Murray's words stand, as do mine

 

He cites the sturdy reports of the Centre for Social Cohesion, of which he is Director, to claim otherwise.  The first three pages of its website list 15 publications.  His name graces only two of them.  I suspect this is an accurate reflection of the glory-to-work ratio.  While the Director was pursuing Tariq Ramadan across the television studios of Europe, the staff were knuckling down to the hard grind.

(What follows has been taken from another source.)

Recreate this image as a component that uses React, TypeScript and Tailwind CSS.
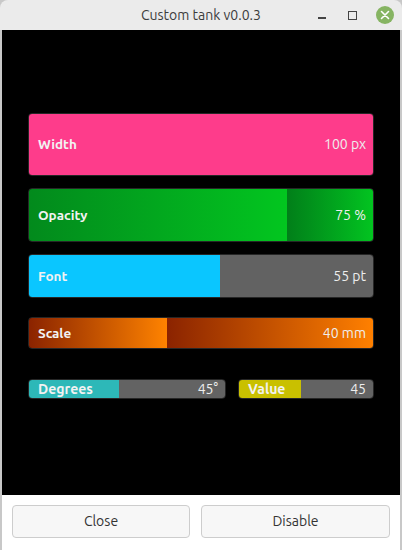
import React from 'react'

const font = { fontFamily: 'Ubuntu, "Noto Sans", "Open Sans", sans-serif' }

function Bar({ label, value, pct, fill, rest, h, small }: {
  label: string; value: string; pct: number; fill: string; rest: string; h: string; small?: boolean
}) {
  return (
    <div className={`relative flex w-full overflow-hidden rounded-[4px] border border-[#ffffff26] ${h}`}>
      <div className={fill} style={{ width: `${pct}%` }} />
      <div className={`flex-1 ${rest}`} />
      <div className="absolute inset-0 flex items-center justify-between pl-[9px] pr-[7px]">
        <span className={`${small ? 'text-[14px]' : 'text-[13.5px]'} font-bold text-[#f2f2f2]`}>{label}</span>
        <span className="text-[14px] text-[#eeeeee]">{value}</span>
      </div>
    </div>
  )
}

export default function App() {
  return (
    <div className="flex h-[550px] w-[402px] flex-col bg-[#c8c8c8]" style={font}>
      <div className="relative flex h-[30px] shrink-0 items-center justify-center rounded-t-[8px] bg-[#ebebeb]">
        <span className="text-[14px] text-[#3c3c3c]">Custom tank v0.0.3</span>
        <div className="absolute right-[8px] top-0 flex h-[30px] items-center">
          <div className="mr-[22px] mt-[6px] h-[1.5px] w-[8px] bg-[#444]" />
          <div className="mr-[19px] h-[9px] w-[9px] border border-[#444]" />
          <div className="flex h-[18px] w-[18px] items-center justify-center rounded-full bg-[#86b462]">
            <svg width="10" height="10" viewBox="0 0 10 10">
              <path d="M1.5 1.5 L8.5 8.5 M8.5 1.5 L1.5 8.5" stroke="#fff" strokeWidth="1.6" strokeLinecap="round" />
            </svg>
          </div>
        </div>
      </div>
      <div className="mx-[2px] flex flex-1 flex-col bg-black px-[26px] pt-[83px]">
        <Bar label="Width" value="100 px" pct={100} h="h-[63px]"
          fill="bg-[#fe3c8b]" rest="bg-[#fe3c8b]" />
        <div className="mt-[12px]">
          <Bar label="Opacity" value="75 %" pct={75} h="h-[54px]"
            fill="bg-gradient-to-r from-[#028a1c] to-[#02c61f]" rest="bg-gradient-to-r from-[#017f19] to-[#02c420]" />
        </div>
        <div className="mt-[12px]">
          <Bar label="Font" value="55 pt" pct={55.5} h="h-[44px]"
            fill="bg-[#0ac6ff]" rest="bg-[#626262]" />
        </div>
        <div className="mt-[19px]">
          <Bar label="Scale" value="40 mm" pct={40} h="h-[32px]"
            fill="bg-gradient-to-r from-[#8b2300] to-[#ff8300]" rest="bg-gradient-to-r from-[#8b2300] to-[#ff8000]" />
        </div>
        <div className="mt-[30px] flex gap-[12px]">
          <div className="w-[198px]">
            <Bar label="Degrees" value="45°" pct={46} h="h-[20px]" small
              fill="bg-[#2db8b8]" rest="bg-[#636363]" />
          </div>
          <div className="flex-1">
            <Bar label="Value" value="45" pct={46} h="h-[20px]" small
              fill="bg-[#c9c000]" rest="bg-[#636363]" />
          </div>
        </div>
      </div>
      <div className="mx-[2px] flex h-[55px] shrink-0 gap-[11px] bg-white px-[10px] pt-[10px]">
        <button className="h-[33px] w-[178px] rounded-[4px] border border-[#cdcdcd] bg-[#f7f7f7] text-[14px] text-[#333]">Close</button>
        <button className="h-[33px] flex-1 rounded-[4px] border border-[#cdcdcd] bg-[#f7f7f7] text-[14px] text-[#333]">Disable</button>
      </div>
    </div>
  )
}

At least one of its former members did not enjoy the experience: his time at the centre, he wrote, was "a constant struggle to 'de-radicalise' Murray and to ensure that the centre's output targeted only Islamists – and not Muslims as a whole".  This may help to explain why the Centre is now inactive and Murray's own influence with government is zero.

 

I am sorry to have burdened readers with such a long article, for three reasons.  First, because literary disagreements are wearisome (so I won't return to this one at length).  Second, because writing against Islamist extremists is more important than writing about him.  Third, because I should perhaps have dealt with all this before, recognising that the precocious talents of my old friend simply won't grow up.  "My opinions have altered significantly," he writes.  None the less, there is no evidence for such a claim in his piece for this site: he seems to view all Muslims as a potential personal threat.  He seeks to explain away a grotesque lack of judgement.  But his words stand, as do mine.